Darsan (80) kala itu masih menjalani tugas pertamanya di Lapangan Terbang Maospati Iswahjudi (sekarang bernama Pangkalan TNI Angkatan Udara Iswahjudi) ketika peristiwa ‘65 terjadi. Atas perintah Batalyon, ia mesti dibantu-tugaskan untuk melakukan patroli ke desa-desa dan melihat bagaimana orang-orang “diambil” secara paksa untuk kemudian digiring masuk ke dalam truk-truk sesak berisikan 50 orang. Sebelumnya, Darsan sempat bergabung menjadi sukarelawan kembalinya Irian Barat masuk ke Indonesia pada tahun ‘63. Melanjutkan jejak pengabdiannya pada negara, pada tahun berikutnya ia mengikuti pendaftaran tentara dan menjalani pendidikan militer di Klaten selama 6 bulan lamanya. Ia mungkin tak pernah menyangka pada akhirnya akan menjadi salah satu saksi atas kelamnya peristiwa ’65.
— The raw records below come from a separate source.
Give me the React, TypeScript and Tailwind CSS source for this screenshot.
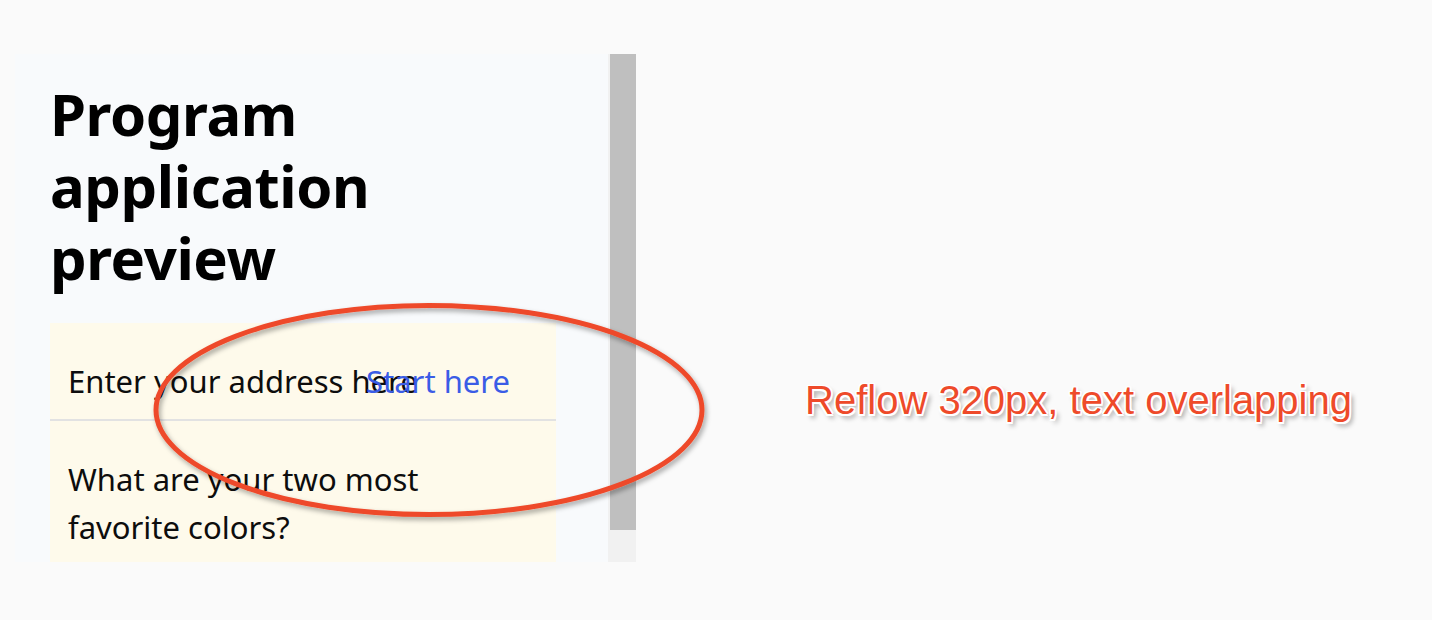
import React from "react";

const panelFont = { fontFamily: '"Noto Sans", "Open Sans", sans-serif' };

function AnnotationEllipse() {
  return (
    <svg
      className="absolute inset-0 pointer-events-none"
      width="1432"
      height="620"
      viewBox="0 0 1432 620"
    >
      <defs>
        <filter id="shadow" x="-20%" y="-20%" width="140%" height="140%">
          <feDropShadow dx="2" dy="3" stdDeviation="2.5" floodColor="#000" floodOpacity="0.35" />
        </filter>
      </defs>
      <ellipse
        cx="429"
        cy="410"
        rx="273"
        ry="104.5"
        fill="none"
        stroke="#ee4a2a"
        strokeWidth="5"
        filter="url(#shadow)"
      />
    </svg>
  );
}

export default function App() {
  return (
    <div className="relative w-[1432px] h-[620px] bg-[#fafafa] overflow-hidden">
      <div className="flex items-start pt-[54px] pl-[15px]">
        {/* preview panel */}
        <div className="w-[593px] h-[508px] bg-[#f8fafc] overflow-hidden pl-[35px] pt-[24px]" style={panelFont}>
          <h1 className="text-[58px] leading-[72px] font-bold text-black tracking-[-0.4px]">
            Program
            <br />
            application
            <br />
            preview
          </h1>
          <div className="mt-[29px] w-[506px] bg-[#fefaeb] text-[31px] leading-[48px] text-[#0d0d0d]">
            <div className="flex pl-[18px] pt-[34px] pb-[14px] border-b-2 border-[#e2e2e2]">
              <span className="w-[298px] shrink-0 whitespace-nowrap">Enter your address here</span>
              <a className="text-[#3a5ce6] whitespace-nowrap">Start here</a>
            </div>
            <div className="pl-[18px] pt-[34px] pr-[80px] pb-[20px]">
              What are your two most favorite colors?
            </div>
          </div>
        </div>

        {/* scrollbar */}
        <div className="w-[28px] h-[508px] bg-[#f1f1f1] flex flex-col">
          <div className="ml-[2px] h-[476px] bg-[#bfbfbf]" />
        </div>

        <p
          className="ml-[169px] mt-[323px] text-[40px] leading-[46px] text-[#ee4a2a] whitespace-nowrap [text-shadow:1.5px_0_0_#fff,-1.5px_0_0_#fff,0_1.5px_0_#fff,0_-1.5px_0_#fff,1.5px_1.5px_0_#fff,-1.5px_-1.5px_0_#fff,1.5px_-1.5px_0_#fff,-1.5px_1.5px_0_#fff,0_0_3px_#fff,3px_4px_5px_rgba(0,0,0,0.4)]"
          style={{ fontFamily: '"Liberation Sans", Arial, sans-serif' }}
        >
          Reflow 320px, text overlapping
        </p>
      </div>
      <AnnotationEllipse />
    </div>
  );
}
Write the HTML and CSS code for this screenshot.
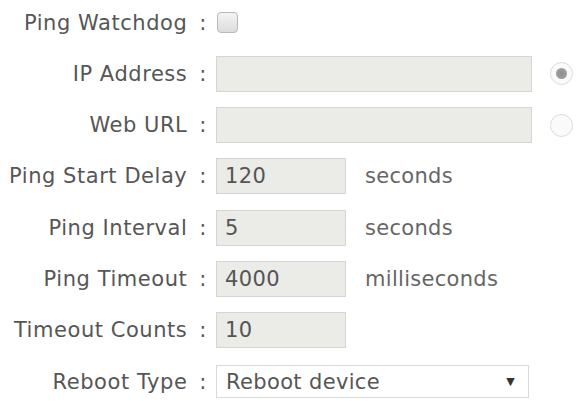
FILE: index.html
```html
<!DOCTYPE html>
<html lang="en">
<head>
<meta charset="utf-8">
<title>Ping Watchdog</title>
<link rel="stylesheet" href="styles.css">
</head>
<body>
<form class="watchdog">
  <div class="row">
    <label class="label" for="pw">Ping Watchdog<span class="colon">:</span></label>
    <input class="check" type="checkbox" id="pw">
  </div>
  <div class="row">
    <label class="label" for="ip">IP Address<span class="colon">:</span></label>
    <input class="field wide" type="text" id="ip">
    <input class="radio" type="radio" name="target" checked>
  </div>
  <div class="row">
    <label class="label" for="url">Web URL<span class="colon">:</span></label>
    <input class="field wide" type="text" id="url">
    <input class="radio" type="radio" name="target">
  </div>
  <div class="row">
    <label class="label" for="delay">Ping Start Delay<span class="colon">:</span></label>
    <input class="field short" type="text" id="delay" value="120">
    <span class="unit">seconds</span>
  </div>
  <div class="row">
    <label class="label" for="interval">Ping Interval<span class="colon">:</span></label>
    <input class="field short" type="text" id="interval" value="5">
    <span class="unit">seconds</span>
  </div>
  <div class="row">
    <label class="label" for="timeout">Ping Timeout<span class="colon">:</span></label>
    <input class="field short" type="text" id="timeout" value="4000">
    <span class="unit">milliseconds</span>
  </div>
  <div class="row">
    <label class="label" for="counts">Timeout Counts<span class="colon">:</span></label>
    <input class="field short" type="text" id="counts" value="10">
  </div>
  <div class="row">
    <span class="label">Reboot Type<span class="colon">:</span></span>
    <div class="select">
      <span class="select-value">Reboot device</span>
      <span class="select-arrow">▼</span>
    </div>
  </div>
</form>
</body>
</html>
```

FILE: styles.css
```css
* {
  box-sizing: border-box;
}

html, body {
  margin: 0;
  background: #ffffff;
}

body {
  font-family: "DejaVu Sans", Verdana, sans-serif;
  font-size: 21px;
  color: #565656;
}

.watchdog {
  display: flex;
  flex-direction: column;
  gap: 15.3px;
  padding-top: 4.5px;
}

.row {
  display: flex;
  align-items: center;
  height: 36px;
}

.label {
  width: 207px;
  margin-right: 9px;
  text-align: right;
  white-space: nowrap;
  letter-spacing: 0.55px;
}

/* colon sits a little apart from the label text */
.colon {
  padding-left: 12px;
}

.field {
  height: 36px;
  border: 1px solid #d6d6d1;
  background: #ebebe7;
  font: inherit;
  color: #555;
  padding: 0 8px;
  outline: none;
  letter-spacing: 0.35px;
}

.wide {
  width: 316px;
}

.short {
  width: 130px;
}

.unit {
  margin-left: 19px;
  color: #666;
  letter-spacing: 0.3px;
}

.check {
  appearance: none;
  margin: 0 0 0 1px;
  width: 21px;
  height: 21px;
  border: 1px solid #b9b9b9;
  border-radius: 4px;
  background: linear-gradient(#f4f4f4, #dcdcdc);
}

.radio {
  appearance: none;
  margin: 0 0 0 18px;
  width: 23px;
  height: 23px;
  border: 1px solid #dcdcdc;
  border-radius: 50%;
  background: #fafafa;
  display: grid;
  place-items: center;
}

.radio:checked::after {
  content: "";
  width: 11px;
  height: 11px;
  border-radius: 50%;
  background: radial-gradient(#8c8c8c, #a8a8a8);
}

.select {
  width: 313px;
  height: 33px;
  border: 1px solid #d9d9d9;
  background: #ffffff;
  display: flex;
  align-items: center;
  justify-content: space-between;
  padding: 0 13px 0 9px;
  letter-spacing: 0.35px;
}

.select-arrow {
  font-size: 11px;
  color: #333;
}
```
“Kalau malam saya pernah disuruh mengawal dua truk. Dua truk dibawa ke suatu lokasi, terus di sana sudah ada lubang (buaya) besar. Jadi (orang-orang di dalam) dua truk itu semuanya dibunuh,” ungkap Darsan. Orang-orang tersebut dibariskan di depan lubang buaya, satu per satu mukanya disorot lampu senter sebelum akhirnya mendapatkan pukulan bogem di leher dan langsung dilempar begitu saja ke dalam lubang kematian. Darsan tak hanya harus menyaksikan bagaimana kehidupan orang-orang itu berakhir tepat di depan mata. Enam tahun berikutnya, ia juga harus ditahan dengan tuduhan telah menerima ajaran marxis-komunis. Status keanggotaannya sebagai tentara pun dicabut sirna. Lebih-lebih, selama mendekam di penjara dalam kurun waktu 7 tahun lamanya, ia mesti berpisah dengan sang istri pertama.
Saat ini, Darsan tinggal di rumah sederhananya bersama sang istri kedua. Tak lagi sigap membawa senjata dan berpatroli mengelilingi desa, kini ia memilih menjalani profesi sebagai penjahit demi mencukupi kebutuhan sehari-harinya. Sebagai veteran, Darsan pun memiliki harapan. “Karena saya sebelumnya punya penghasilan dari Pemerintah, ya moga-moga (sekarang), seberapa pun, ada imbalan (juga) dari Pemerintah, kalau boleh dikatakan, lho.”
Film dokumenter ‘Kesaksian Darsan’ arahan Annisa Rahmasari ini menjadi teropong baru bagi penonton dalam membantu melihat lanskap peristiwa ’65 secara lebih cermat. Film ini dapat disaksikan di gelaran Festival Film Dokumenter 2022 dalam program Kompetisi Dokumenter Pelajar.